Bluescreen compositing is a chroma-key technique using a uniform blue backing, preferred when subjects contain green elements or specialty color costumes that would conflict with a greenscreen.
Technical Details
Bluescreen utilizes a different wavelength of the visible spectrum than greenscreen. While digital cameras resolve green pixels more densely, they have higher sensitivity for red and blue channels with lower noise in the red channel. The color follows the Pantone 279 C standard (medium blue).
Critical lighting is 800-1000 lux, with the blue component needing to be more stable than with greenscreen. In a RAW workflow (ARRIRAW, RED Digital), the blue channel must be expanded into a linear working space before keying, as bluescreen footage often exhibits stronger chroma subsampling. For shots with Camera RAW or ProRes 422, bluescreen is only recommended if greenscreen is technically impossible.
History & Development
Bluescreen was the first industrial chroma-key solution in Hollywood from the 1960s onwards. Originally developed by Petro Vlahos, the technique was perfected in film productions such as "Willy Wonka & the Chocolate Factory" (1971) and later in "Superman" (1978). The optical bluescreen process (in-camera visual effect) dominated until the 1990s.

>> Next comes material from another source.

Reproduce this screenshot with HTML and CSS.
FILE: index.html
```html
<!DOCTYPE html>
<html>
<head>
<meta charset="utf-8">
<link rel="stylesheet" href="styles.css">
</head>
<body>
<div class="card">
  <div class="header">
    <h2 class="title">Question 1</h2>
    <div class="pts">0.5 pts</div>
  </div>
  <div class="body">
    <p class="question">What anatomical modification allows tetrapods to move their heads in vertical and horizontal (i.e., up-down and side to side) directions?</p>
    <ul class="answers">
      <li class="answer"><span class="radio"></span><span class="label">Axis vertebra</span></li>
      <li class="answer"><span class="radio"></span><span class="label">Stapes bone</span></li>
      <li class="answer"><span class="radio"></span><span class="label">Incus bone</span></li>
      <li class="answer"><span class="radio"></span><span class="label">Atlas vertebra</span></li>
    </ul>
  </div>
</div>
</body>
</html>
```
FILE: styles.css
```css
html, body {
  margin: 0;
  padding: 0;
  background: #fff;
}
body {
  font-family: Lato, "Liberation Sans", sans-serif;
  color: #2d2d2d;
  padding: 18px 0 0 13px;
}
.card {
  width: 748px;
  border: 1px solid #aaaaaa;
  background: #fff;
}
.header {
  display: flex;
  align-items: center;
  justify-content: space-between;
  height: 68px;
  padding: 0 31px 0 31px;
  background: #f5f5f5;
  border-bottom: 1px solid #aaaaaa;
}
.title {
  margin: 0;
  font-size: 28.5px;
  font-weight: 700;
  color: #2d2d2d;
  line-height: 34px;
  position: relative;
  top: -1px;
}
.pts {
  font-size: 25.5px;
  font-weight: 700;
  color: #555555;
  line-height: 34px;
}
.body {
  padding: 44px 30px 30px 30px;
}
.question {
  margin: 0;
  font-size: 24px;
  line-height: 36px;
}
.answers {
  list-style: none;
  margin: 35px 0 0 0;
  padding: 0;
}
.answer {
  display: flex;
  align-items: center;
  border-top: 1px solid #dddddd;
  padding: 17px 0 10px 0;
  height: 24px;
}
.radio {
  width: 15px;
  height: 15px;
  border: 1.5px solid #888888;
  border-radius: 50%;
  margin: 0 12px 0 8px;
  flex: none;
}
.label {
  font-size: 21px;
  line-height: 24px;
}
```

With the digitization of post-production, bluescreen lost importance. Digital chroma-keying software (Ultimatte from 1995, Later Keylight in After Effects 7.0) was optimized for greenscreen. Today, bluescreen is marginal – used in only about 5% of modern productions. Hollywood switched massively to greenscreen due to better sensor compatibility and simpler color correction.
When is Bluescreen Used Today?
Green Costumes: If an actor wears a green suit or a green superhero costume, bluescreen is necessary as an alternative to rotoscoping. Example: Parts of "Guardians of the Galaxy Vol. 2" (2017) used bluescreen for scenes with the green Drax character as a reference.
Classic Remakes: For remakes or remastering of classics (e.g., "Wizard of Oz" 4K-Restore 2024), bluescreen is sometimes used for consistency with archive material.
Special Lighting Situations: In scenes where blue light is dramatically motivated (e.g., night scenes, blue-hour lighting), greenscreen can cause color distortions. Bluescreen harmonizes better.
TV Weather Services: Weather studios in Germany use bluescreen for consistency, although this will phase out. ARD and ZDF are switching to LED volumes.
Technical Comparison Greenscreen vs. Bluescreen
| Aspect | Greenscreen | Bluescreen |
|---|---|---|
| Spill Suppression | Easy (Green visible on skin) | More Difficult (Blue spill less visible) |
| Hair Refinement | Better | Worse |
| Noise Sensitivity | Low | Higher (Blue channel noisy) |
| Costume Compatibility | Problematic with Green | Problematic with Blue |
| Modern Software Support | Excellent | Outdated, few algorithms |
| Rendering Speed | Faster | Slower (more iterations) |
Keying Workflow in After Effects
- Import footage in log color space
- Apply Curve adjustment for blue channel (boost luma)
- Apply Keylight effect with Screen Color: select blue
- Set Despill Alpha slider to 75-80%
- Adjust Edge Thin to +20 to +50 pixels
- Keep Output Black Points at 15-20%
- For spill suppression: separate Yellow Curves layer
Material from RED or ARRIRAW cameras requires additional blue curve expansion before step 2.